Conclusion: The plan was not invalid merely because the successful resolution applicant was also a financial creditor and voted on its own plan; the conflict-of-interest objection was rejected.
Issue (ii): whether the resolution plan complied with the requirements relating to payment of dissenting financial creditors and treatment of statutory dues
Analysis: The plan clauses provided that dissenting financial creditors would be paid in priority and not less than the liquidation value, which met Section 30(2)(b) and Regulation 38(1)(b). As to statutory dues of Customs, Income Tax and SEBI, the judgment held that Section 142A of the Customs Act, 1962 is subject to the Insolvency and Bankruptcy Code, 2016, and that the waterfall mechanism under Section 53 governs their treatment. The reliance on Rainbow Papers was held inapplicable on these facts, while Sundresh Bhatt supported the overriding effect of the Code.
Conclusion: The plan was held compliant on the treatment of dissenting financial creditors and statutory authorities.
Issue (iii): whether the plan satisfied the requirements of feasibility, viability and commercial approval by the CoC
Analysis: The minutes of the CoC meeting showed discussion on feasibility and viability, and the plan contained projections, working capital infusion and funding arrangements through an SPV. The CoC had considered the plan and approved it in exercise of its commercial wisdom. The Adjudicating Authority was not entitled to substitute its own subjective assessment for that commercial decision in the absence of material illegality or non-compliance.
Conclusion: The objections regarding feasibility, viability and alleged lack of CoC deliberation were rejected.
Issue (iv): whether the adverse remarks against the resolution professional were sustainable
Analysis: The adverse observations were founded on the same rejected objections regarding valuation, document production, Form-H compliance, dissenting creditor treatment and alleged omission of assets.

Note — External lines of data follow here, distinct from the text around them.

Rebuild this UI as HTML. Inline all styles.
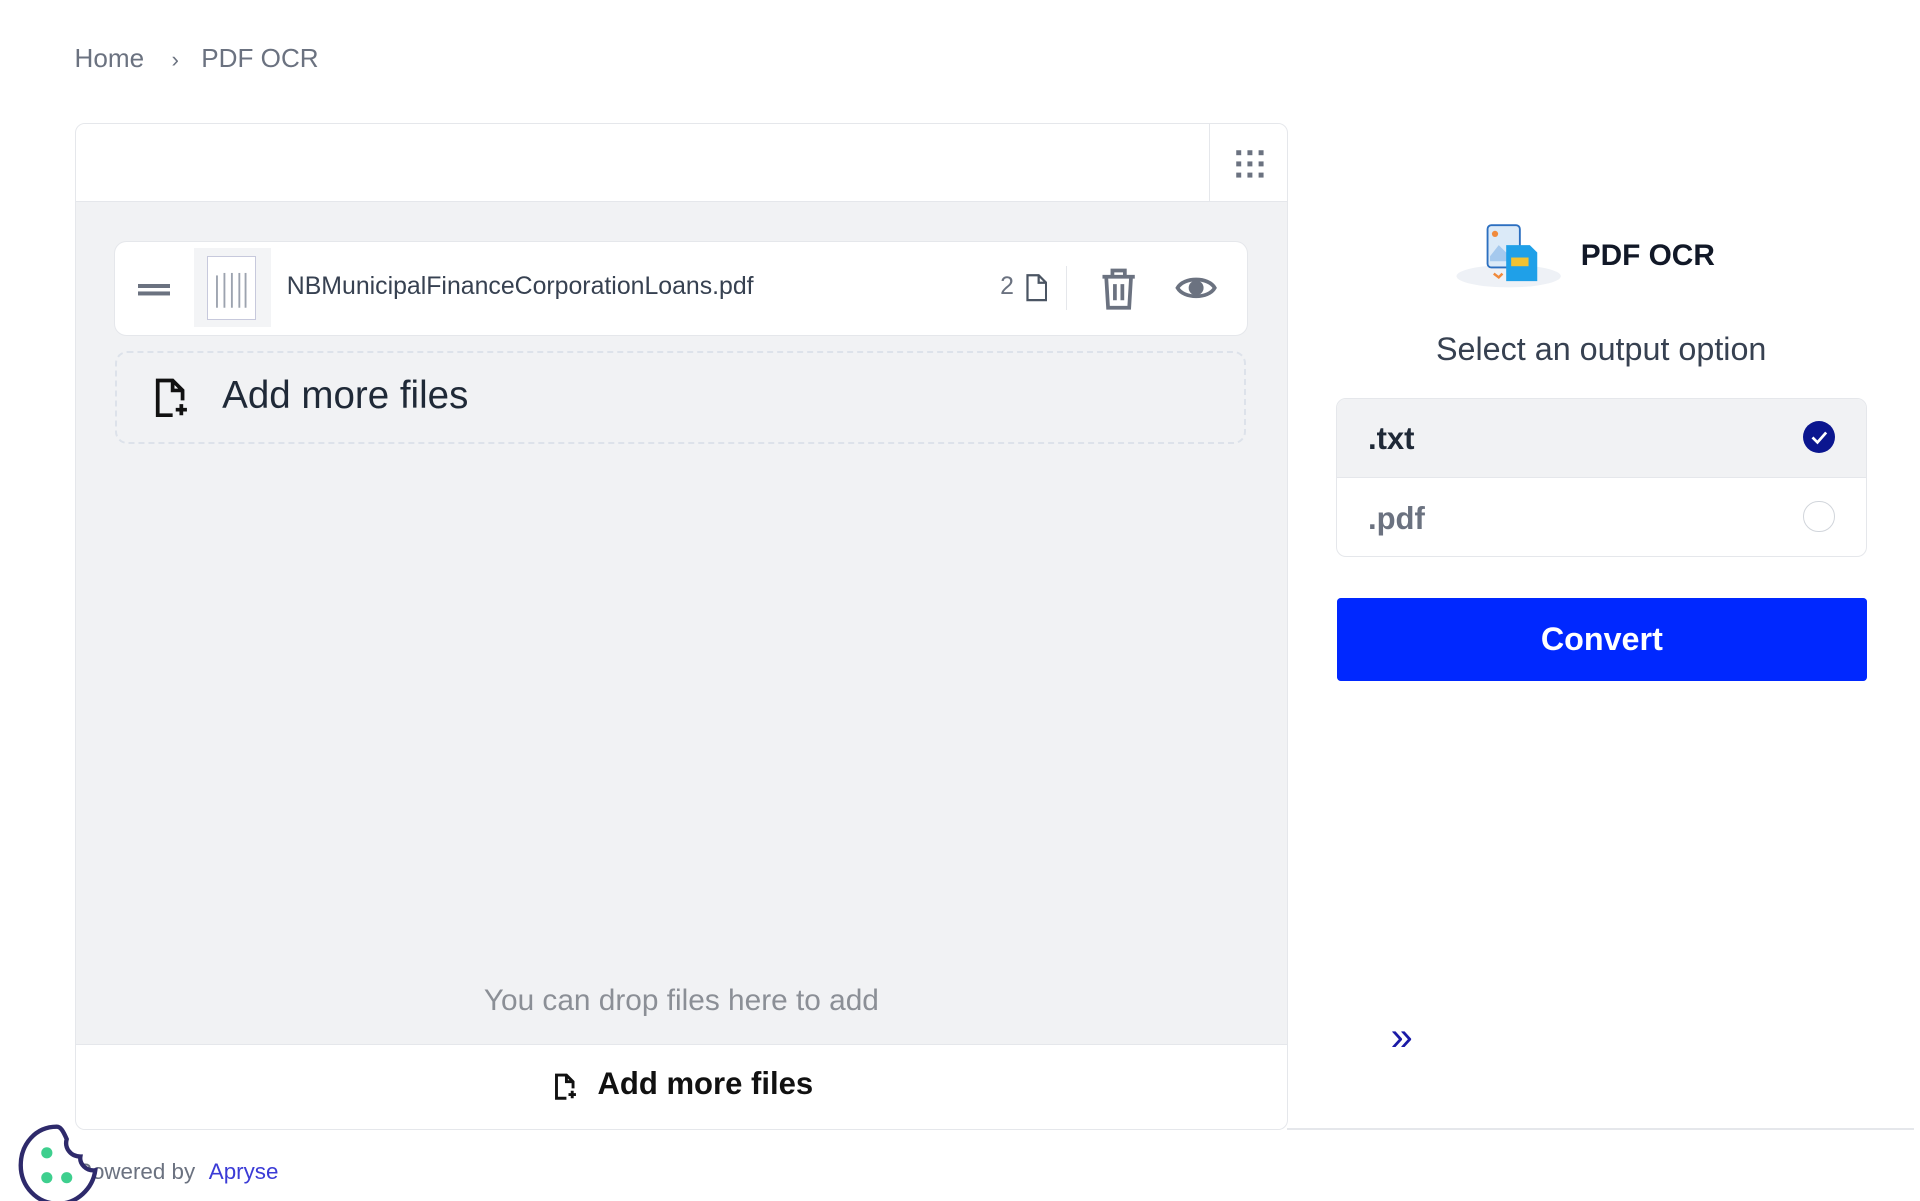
<!DOCTYPE html>
<html><head><meta charset="utf-8"><style>
html,body{margin:0;padding:0;background:#fff;overflow:hidden}
body{width:1920px;height:1201px}
#w{zoom:1.2427;width:1545px;height:966px;position:relative;font-family:"Liberation Sans",sans-serif}
.a{position:absolute}
</style></head><body><div id="w">
<div class="a" style="left:60px;top:35px;font-size:21px;color:#6b7280;white-space:nowrap">Home<span style="margin:0 18px 0 22px;font-size:18px">›</span>PDF OCR</div>

<div class="a" style="left:60px;top:99px;width:975px;height:809px;border:1px solid #e5e7eb;border-radius:8px;overflow:hidden;background:#f1f2f4">
 <div class="a" style="left:0;top:0;width:975px;height:62px;background:#fff;border-bottom:1px solid #e5e7eb"></div>
 <div class="a" style="left:912px;top:0;width:1px;height:62px;background:#e5e7eb"></div>
 <svg class="a" style="left:933px;top:20px" width="24" height="24" viewBox="0 0 24 24" fill="#6b7280"><rect x="1" y="1" width="4" height="4"/><rect x="10" y="1" width="4" height="4"/><rect x="19" y="1" width="4" height="4"/><rect x="1" y="10" width="4" height="4"/><rect x="10" y="10" width="4" height="4"/><rect x="19" y="10" width="4" height="4"/><rect x="1" y="19" width="4" height="4"/><rect x="10" y="19" width="4" height="4"/><rect x="19" y="19" width="4" height="4"/></svg>

 <div class="a" style="left:31px;top:94px;width:911px;height:75px;background:#fff;border:1px solid #e5e7eb;border-radius:10px"></div>
 <div class="a" style="left:50px;top:129px;width:26px;height:3px;background:#6b7280;box-shadow:0 6px 0 #6b7280"></div>
 <div class="a" style="left:95px;top:100px;width:62px;height:63px;background:#f3f4f6"></div>
 <div class="a" style="left:106px;top:106px;width:38px;height:50px;background:#fff;border:1px solid #c7c9dc"></div>
 <svg class="a" style="left:110px;top:112px" width="30" height="40"><g stroke="#9ca3af" stroke-width="1.5"><line x1="4" y1="10" x2="4" y2="36"/><line x1="10" y1="8" x2="10" y2="36"/><line x1="16" y1="8" x2="16" y2="36"/><line x1="22" y1="8" x2="22" y2="36"/><line x1="27" y1="8" x2="27" y2="36"/></g></svg>
 <div class="a" style="left:170px;top:120px;font-size:20px;color:#374151">NBMunicipalFinanceCorporationLoans.pdf</div>
 <div class="a" style="left:744px;top:120px;font-size:20px;color:#6b7280">2</div>
 <svg class="a" style="left:764px;top:121px" width="18" height="22" viewBox="0 0 18 22"><path d="M2 1h9l6 6v14H2z M11 1v6h6" fill="none" stroke="#4b5563" stroke-width="1.8"/></svg>
 <div class="a" style="left:797px;top:114px;width:1px;height:36px;background:#e5e7eb"></div>
 <svg class="a" style="left:824px;top:116px" width="30" height="34" viewBox="0 0 30 34" fill="none" stroke="#6b7280" stroke-width="3"><path d="M2 7h26M10 7V2h10v5M5 7l1.5 25h17L25 7M12 13v13M18 13v13"/></svg>
 <svg class="a" style="left:885px;top:120px" width="34" height="24" viewBox="0 0 34 24"><path d="M2 12C7 3 27 3 32 12C27 21 7 21 2 12Z" fill="none" stroke="#6b7280" stroke-width="3"/><circle cx="17" cy="12" r="6" fill="#6b7280"/></svg>

 <div class="a" style="left:32px;top:183px;width:907px;height:71px;border:2px dashed #dde2ea;border-radius:10px"></div>
 <svg class="a" style="left:63px;top:204px" width="30" height="32" viewBox="0 0 30 32" fill="none" stroke="#111" stroke-width="3"><path d="M15 30H3V2h12l8 8v8M15 2v8h8M22 21v9M17.5 25.5h9"/></svg>
 <div class="a" style="left:118px;top:201px;font-size:31px;color:#1f2937">Add more files</div>

 <div class="a" style="left:0;top:692px;width:975px;text-align:center;font-size:24px;color:#8b8f96">You can drop files here to add</div>
 <div class="a" style="left:0;top:740px;width:975px;height:69px;background:#fff;border-top:1px solid #e5e7eb"></div>
 <svg class="a" style="left:385px;top:764px" width="20" height="22" viewBox="0 0 30 32" fill="none" stroke="#111" stroke-width="3.5"><path d="M15 30H3V2h12l8 8v8M15 2v8h8M22 21v9M17.5 25.5h9"/></svg>
 <div class="a" style="left:420px;top:758px;font-size:25px;font-weight:bold;color:#111">Add more files</div>
</div>

<svg class="a" style="left:1170px;top:176px" width="88" height="58" viewBox="0 0 88 58"><ellipse cx="44" cy="46" rx="42" ry="9" fill="#eef1f6"/><rect x="27" y="5" width="26" height="34" rx="3" fill="#dbeaf8" stroke="#2c6fc0" stroke-width="1.5"/><path d="M29 30l7-9 6 6 5-4 5 5v6H29z" fill="#a5c9ee"/><circle cx="33" cy="12" r="2.5" fill="#f08a3c"/><path d="M42 21h19l6 6v23H42z" fill="#1fa0e8"/><rect x="46" y="31" width="14" height="7" fill="#f1c232"/><path d="M32 44l4 3 3-3" stroke="#f08a3c" stroke-width="2" fill="none"/></svg>
<div class="a" style="left:1272px;top:192px;font-size:24px;font-weight:bold;color:#111827">PDF OCR</div>
<div class="a" style="left:1075px;top:266px;width:427px;text-align:center;font-size:26px;color:#374151">Select an output option</div>

<div class="a" style="left:1075px;top:320px;width:426px;height:127px;border:1px solid #e5e7eb;border-radius:8px;overflow:hidden">
 <div class="a" style="left:0;top:0;width:426px;height:63px;background:#f1f2f4;border-bottom:1px solid #e5e7eb"></div>
 <div class="a" style="left:25px;top:18px;font-size:25px;font-weight:bold;color:#1f2937">.txt</div>
 <div class="a" style="left:375px;top:18px;width:26px;height:26px;border-radius:50%;background:#0b168f"></div>
 <svg class="a" style="left:381px;top:25px" width="14" height="12"><path d="M2 6l4 4 7-8" stroke="#fff" stroke-width="2.2" fill="none"/></svg>
 <div class="a" style="left:25px;top:82px;font-size:25px;font-weight:bold;color:#6b7280">.pdf</div>
 <div class="a" style="left:375px;top:82px;width:24px;height:24px;border-radius:50%;border:1px solid #d1d5db"></div>
</div>

<div class="a" style="left:1076px;top:481px;width:426px;height:67px;background:#0028ff;border-radius:3px;color:#fff;font-size:26px;font-weight:bold;text-align:center;line-height:67px">Convert</div>

<div class="a" style="left:1119px;top:817px;font-size:32px;color:#1a1aa6;line-height:36px">»</div>
<div class="a" style="left:1036px;top:908px;width:504px;height:1px;background:#e5e7eb"></div>

<div class="a" style="left:62px;top:933px;font-size:18px;color:#6b7280">Powered by <span style="color:#3b3bd6;margin-left:6px">Apryse</span></div>
<svg class="a" style="left:14px;top:904px" width="66" height="68" viewBox="0 0 66 68"><path d="M32 3C15 3 3 17 3 34c0 17 13 31 30 31 15 0 28-12 30-27-7 1-13-5-12-11-8 0-13-7-11-14-3-7-5-10-8-10z" fill="#fff" stroke="#2e2a6b" stroke-width="3.5"/><circle cx="24" cy="24" r="4.5" fill="#3ecf8e"/><circle cx="24" cy="44" r="4.5" fill="#3ecf8e"/><circle cx="40" cy="44" r="4.5" fill="#3ecf8e"/></svg>
</div></body></html>
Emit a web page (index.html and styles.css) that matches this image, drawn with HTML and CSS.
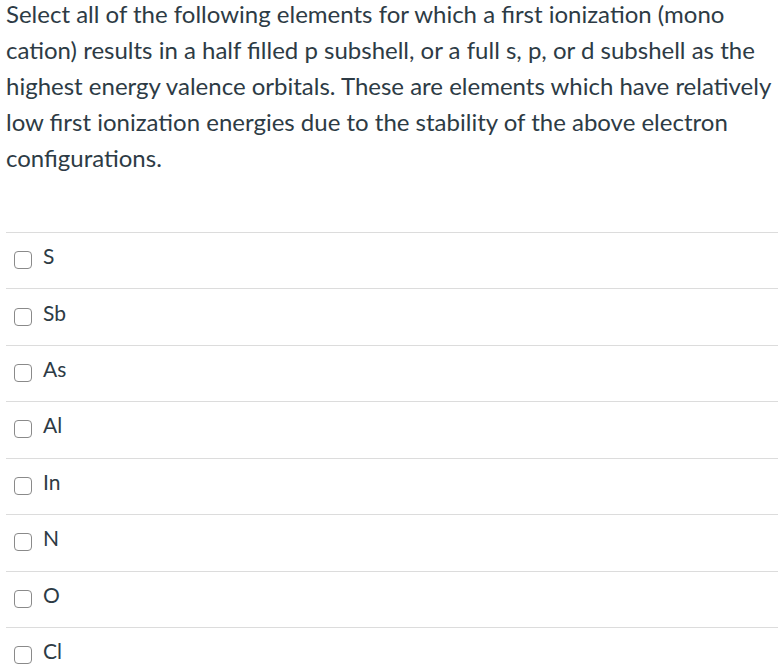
FILE: index.html
```html
<!DOCTYPE html>
<html>
<head>
<meta charset="utf-8">
<link rel="stylesheet" href="styles.css">
</head>
<body>
<div class="question">
  <p class="prompt">Select all of the following elements for which a first ionization (mono cation) results in a half filled p subshell, or a full s, p, or d subshell as the highest energy valence orbitals. These are elements which have relatively low first ionization energies due to the stability of the above electron configurations.</p>
  <div class="answers">
    <label class="answer"><span class="box"></span><span class="label">S</span></label>
    <label class="answer"><span class="box"></span><span class="label">Sb</span></label>
    <label class="answer"><span class="box"></span><span class="label">As</span></label>
    <label class="answer"><span class="box"></span><span class="label">Al</span></label>
    <label class="answer"><span class="box"></span><span class="label">In</span></label>
    <label class="answer"><span class="box"></span><span class="label">N</span></label>
    <label class="answer"><span class="box"></span><span class="label">O</span></label>
    <label class="answer"><span class="box"></span><span class="label">Cl</span></label>
  </div>
</div>
</body>
</html>
```
FILE: styles.css
```css
html, body {
  margin: 0;
  padding: 0;
  background: #ffffff;
}
body {
  font-family: Lato, "Liberation Sans", sans-serif;
  color: #2d3b45;
}
.question {
  padding-left: 6px;
}
.prompt {
  margin: -4px 0 0 0;
  font-size: 24px;
  line-height: 36px;
  width: 772px;
}
.answers {
  margin-top: 56px;
}
.answer {
  display: flex;
  align-items: center;
  height: 56.43px;
  padding-bottom: 3px;
  border-top: 1px solid #dcdcdc;
  box-sizing: border-box;
}
.box {
  width: 18px;
  height: 18px;
  box-sizing: border-box;
  border: 1.5px solid #8a8a8a;
  border-radius: 4px;
  margin-left: 8px;
  margin-right: 11px;
  margin-top: 2px;
  flex: none;
}
.label {
  font-size: 21px;
  line-height: 24px;
  margin-bottom: 6px;
}
```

Once those findings were disapproved, the basis for the personal strictures against the resolution professional disappeared.
Conclusion: The adverse remarks against the resolution professional were expunged.
Final Conclusion: The resolution plan was held approvable under the Code, the rejection order was set aside, and the appeal succeeded with consequential approval of the resolution plan.
Ratio Decidendi: A resolution applicant who is also a financial creditor may vote on its own plan under the proviso to Section 30(5) of the Insolvency and Bankruptcy Code, 2016, and the Adjudicating Authority's review remains confined to statutory compliance under Section 30(2) and the CIRP Regulations; government dues under the Customs Act must yield to the Code's waterfall mechanism where inconsistent.